Shyam Balasubramanian, a global manager at fuel giant BP, has studied the changes in businesses interactions with customers and notes a growing body of customers are demanding some form of interaction with the business.
Collaboration tools are helping companies gain a deep insight into customer expectations; others simply provide a corporate ear into which clients and customers can pour their discontent if they so desire. Either way, customers will be involved, and that will raise expectations. “Once you have committed to engaging with consumers, either in face-to-face situations like events, or on the web as with a social networking site, then the expectation is that you will be responsive to their needs,” says Balasubramanian.

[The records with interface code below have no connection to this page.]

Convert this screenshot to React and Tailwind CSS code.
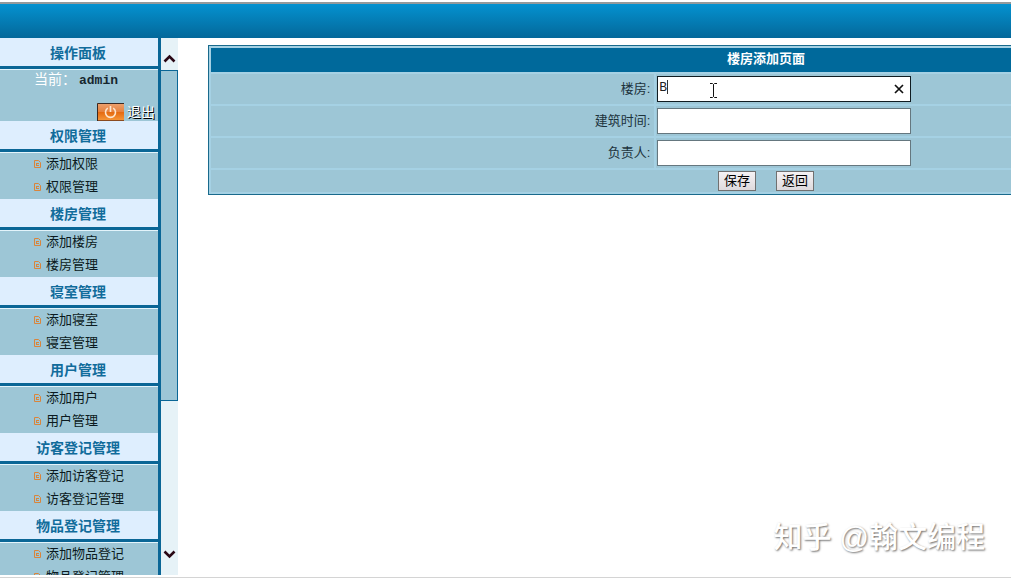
import { useState } from "react";

const menus = [
  { title: "权限管理", items: ["添加权限", "权限管理"] },
  { title: "楼房管理", items: ["添加楼房", "楼房管理"] },
  { title: "寝室管理", items: ["添加寝室", "寝室管理"] },
  { title: "用户管理", items: ["添加用户", "用户管理"] },
  { title: "访客登记管理", items: ["添加访客登记", "访客登记管理"] },
  { title: "物品登记管理", items: ["添加物品登记", "物品登记管理"] },
];

const BulletIcon = () => (
  <svg width="7" height="8" viewBox="0 0 7 8" fill="none" stroke="#d9853c" aria-hidden="true">
    <path d="M0.5 0.5H4.5L6.5 2.5V7.5H0.5Z" />
    <path d="M2 3.5H5M2 5.5H5M2.5 3V6" />
  </svg>
);

const PowerIcon = () => (
  <svg width="27" height="18" viewBox="0 0 27 18" fill="none" aria-hidden="true">
    <defs>
      <linearGradient id="power" x1="0" y1="0" x2="0" y2="1">
        <stop offset="0" stopColor="#eca271" />
        <stop offset="0.48" stopColor="#e5823f" />
        <stop offset="0.52" stopColor="#e56a10" />
        <stop offset="1" stopColor="#f79a3c" />
      </linearGradient>
    </defs>
    <rect width="27" height="18" fill="url(#power)" />
    <path d="M0.5 18V0.5H27" stroke="#3a2a24" />
    <path d="M1 17.5H27" stroke="#8a4a20" />
    <path d="M10.8 5.2A5 5 0 1 0 16.2 5.2" stroke="#fde6cf" strokeWidth="1.6" />
    <path d="M13.5 3V9" stroke="#fde6cf" strokeWidth="1.6" />
  </svg>
);

const Arrow = ({ d }) => (
  <svg width="13" height="9" viewBox="0 0 13 9" fill="none" stroke="#2a0714" strokeWidth="2.6" aria-hidden="true">
    <path d={d} />
  </svg>
);

const PanelTitle = ({ children }) => (
  <h2 className="h-8 border-b border-[#e3f4fb] text-center text-sm font-bold text-[#116c9b]">
    <span className="block h-[31px] border-b-3 border-[#0a6696] bg-[#deeefe] pr-[2px] leading-[30px]">{children}</span>
  </h2>
);

const Sidebar = () => (
  <aside className="flex shrink-0">
    <nav className="w-[161px] overflow-hidden border-r-3 border-[#0a6696] bg-[#9dc6d6]">
      <PanelTitle>操作面板</PanelTitle>
      <div className="flex h-[51px] flex-col justify-between">
        <p className="pl-[34px] text-sm leading-[18px] text-white">
          当前：<b className="ml-[3px] font-['Liberation_Mono'] text-[13px] text-[#17262e]">admin</b>
        </p>
        <a href="#logout" className="flex items-center justify-end gap-[3px] pr-[3px] text-sm leading-[18px] text-white text-shadow-[1px_1px_0_#000]">
          <PowerIcon />
          退出
        </a>
      </div>
      {menus.map((menu) => (
        <section key={menu.title}>
          <PanelTitle>{menu.title}</PanelTitle>
          <ul>
            {menu.items.map((item) => (
              <li key={item}>
                <a href="#menu" className="flex h-[23px] items-center gap-[5px] pb-[2px] pl-[34px] text-[13px] leading-5 text-[#0b1a20]">
                  <BulletIcon />
                  {item}
                </a>
              </li>
            ))}
          </ul>
        </section>
      ))}
    </nav>
    <div className="flex w-[17px] flex-col bg-[#e6f2f7]">
      <button type="button" aria-label="Scroll up" className="flex h-8 items-end justify-center pb-[7px]">
        <Arrow d="M1.5 7.5L6.5 2.5L11.5 7.5" />
      </button>
      <div className="min-h-0 flex-1">
        <div className="h-[70%] border border-l-0 border-[#0a6696] bg-[#9dc6d6]" />
      </div>
      <button type="button" aria-label="Scroll down" className="flex h-8 items-start justify-center pt-[7px]">
        <Arrow d="M1.5 1.5L6.5 6.5L11.5 1.5" />
      </button>
    </div>
  </aside>
);

const inputStyle = "block h-[26px] w-[254px] border bg-white px-px outline-none font-['Liberation_Mono'] text-[13px] text-[#222]";

const BuildingForm = () => {
  const [name, setName] = useState("B");

  return (
    <form className="w-[139%]" onSubmit={(e) => e.preventDefault()}>
      <table className="w-full table-fixed border-separate border-spacing-[2px] border border-[#196a8c] bg-[#a5d1e4] text-[13px] text-[#1c333d]">
        <colgroup>
          <col className="w-[40%]" />
          <col />
        </colgroup>
        <thead>
          <tr>
            <th colSpan={2} className="h-6 bg-[#00699b] p-0 pb-[2px] leading-[22px] font-bold text-white">
              楼房添加页面
            </th>
          </tr>
        </thead>
        <tbody className="[&_td]:bg-[#9dc6d6] [&_td]:p-px">
          <tr>
            <td className="h-[30px] text-right">
              <label htmlFor="building" className="pr-[3px]">楼房:</label>
            </td>
            <td>
              <div className="relative w-[254px]">
                <input
                  id="building"
                  value={name}
                  onChange={(e) => setName(e.target.value)}
                  className={`${inputStyle} border-[#101c22] pb-1`}
                />
                <span className="absolute top-1 left-[10px] h-[14px] w-px bg-[#333]" />
                <svg className="absolute top-[7px] left-[52px]" width="9" height="15" viewBox="0 0 9 15" fill="none" stroke="#111" aria-hidden="true">
                  <path d="M1 0.5H3.5L4.5 1.5L5.5 0.5H8M4.5 1.5V13.5M1 14.5H3.5L4.5 13.5L5.5 14.5H8" />
                </svg>
                <button type="button" aria-label="Clear" onClick={() => setName("")} className="absolute top-2 right-[7px]">
                  <svg width="10" height="10" viewBox="0 0 10 10" stroke="#111" strokeWidth="1.7" aria-hidden="true">
                    <path d="M1 1L9 9M9 1L1 9" />
                  </svg>
                </button>
              </div>
            </td>
          </tr>
          <tr>
            <td className="h-[30px] text-right">
              <label htmlFor="built" className="pr-[3px]">建筑时间:</label>
            </td>
            <td>
              <input id="built" className={`${inputStyle} border-[#65777f]`} />
            </td>
          </tr>
          <tr>
            <td className="h-[30px] text-right">
              <label htmlFor="owner" className="pr-[3px]">负责人:</label>
            </td>
            <td>
              <input id="owner" className={`${inputStyle} border-[#65777f]`} />
            </td>
          </tr>
          <tr>
            <td colSpan={2} className="h-[22px]">
              <div className="flex justify-center gap-5">
                <button type="submit" className="h-5 w-[38px] border border-[#707070] bg-linear-to-b from-[#f5f2f4] to-[#dedadd] leading-[18px] text-black">保存</button>
                <button type="button" className="h-5 w-[38px] border border-[#707070] bg-linear-to-b from-[#f5f2f4] to-[#dedadd] leading-[18px] text-black">返回</button>
              </div>
            </td>
          </tr>
        </tbody>
      </table>
    </form>
  );
};

const App = () => {
  return (
    <div className="relative flex h-screen flex-col overflow-hidden bg-white font-['Liberation_Sans','Noto_Sans_CJK_SC',sans-serif]">
      <header className="mt-[2px] h-9 shrink-0 border-t-2 border-[#949a9c] bg-linear-to-b from-[#0492d0] to-[#04689a]" />
      <div className="flex min-h-0 flex-1">
        <Sidebar />
        <main className="min-w-0 flex-1 overflow-hidden pt-[7px] pl-[30px]">
          <BuildingForm />
        </main>
      </div>
      <footer className="h-[3px] shrink-0 border-b border-[#d4d4d4]" />
      <p className="pointer-events-none absolute right-[26px] bottom-[18px] text-[29px] leading-[44px] font-medium text-white text-shadow-[1px_1px_2px_#707070]">
        知乎 @翰文编程
      </p>
    </div>
  );
};

export default App;
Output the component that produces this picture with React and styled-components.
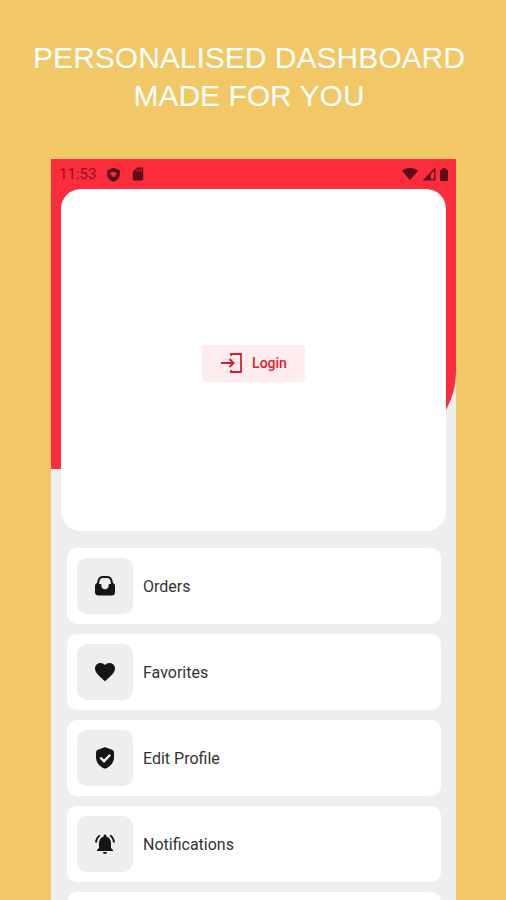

The imperative of collaboration reverberates behind company walls too. The flip side of using collaboration to target pools of knowledge and improve operations is that it exposes those unwilling to participate. Failing to contribute to the “joint corporate memory”, for whatever reason, might well prompt a “peer group to wonder whether everybody has the same objective in mind,” says British Energy’s Campbell.
For the IT decision maker, this introduces valid questions about how to deploy collaboration tools that meet users’ preferences. But given the prevalence of the tools that are now available, those users may soon find that collaboration is transformed from being ‘that clever stuff that the kids do’ to an essential component of business life. Business leaders can no longer dismiss the trendy Web 2.0 crowd: participation is becoming mandatory.
In practice: Customer feedback
While the average business has become savvier about the potential benefits that might be gained from moving to collaborative working, it is the software industry that remains the master of this art. For one of the key benefits to be gained from collaboration in the so-called ‘knowledge economy’, is the ability to both capture,and optimise, intellectual assets, something software developers have been practising in both a structured and unstructured fashion for many years.
Recently however, it is the larger and traditionally less transparent software giants, such as SAP and Oracle, that have been making strides in this area, both having established extensive ‘developer networks’ in a move that owes more than a little to the spirit of the open source movement. The SAP Developer Network (SDN) and the Oracle Technology Network (OTN) are collaborative environments par excellence – boasting more than 500,000 and 5.2 million global members respectively – in which subscribers are free to comment on, criticise, and with a bit of luck improve, the respective software giants’ product set.
The plan to open up its processes as a set of open standard web services, or a “dictionary of definitions for people to use”, and expose them to public scrutiny, was a milestone decision for SAP, says Shai Agassi, president of SAP’s product and technology group. “If you use them you are plugged right into our processes; it’s as if you work inside our departments. This was unknown to SAP. People said, ‘You’re gonna let people say whatever they want about our applications?’; I said, ‘If it’s not working they’re going to tell each other anyway, so we might as well listen and fix it’,” he explains.
According to Agassi, a mere 20% of postings on the network are contributed by SAP’s own developers, with the major chunk coming straight from customers that are deploying SAP’s applications. The forum serves as a resource, says Zia Yusuf, executive vice president at SAP, for customers to share knowledge on how to improve deployments and optimise application performance – assuming of course, they have the time to read its several million comments.
In time, says Yusuf, the knowledge captured on SAP’s SDN will be harnessed by the company’s own developers, and help shape future developments. “You get all the information, good, bad and ugly about the product in SDN”, he claims, “and that’s very, very powerful.”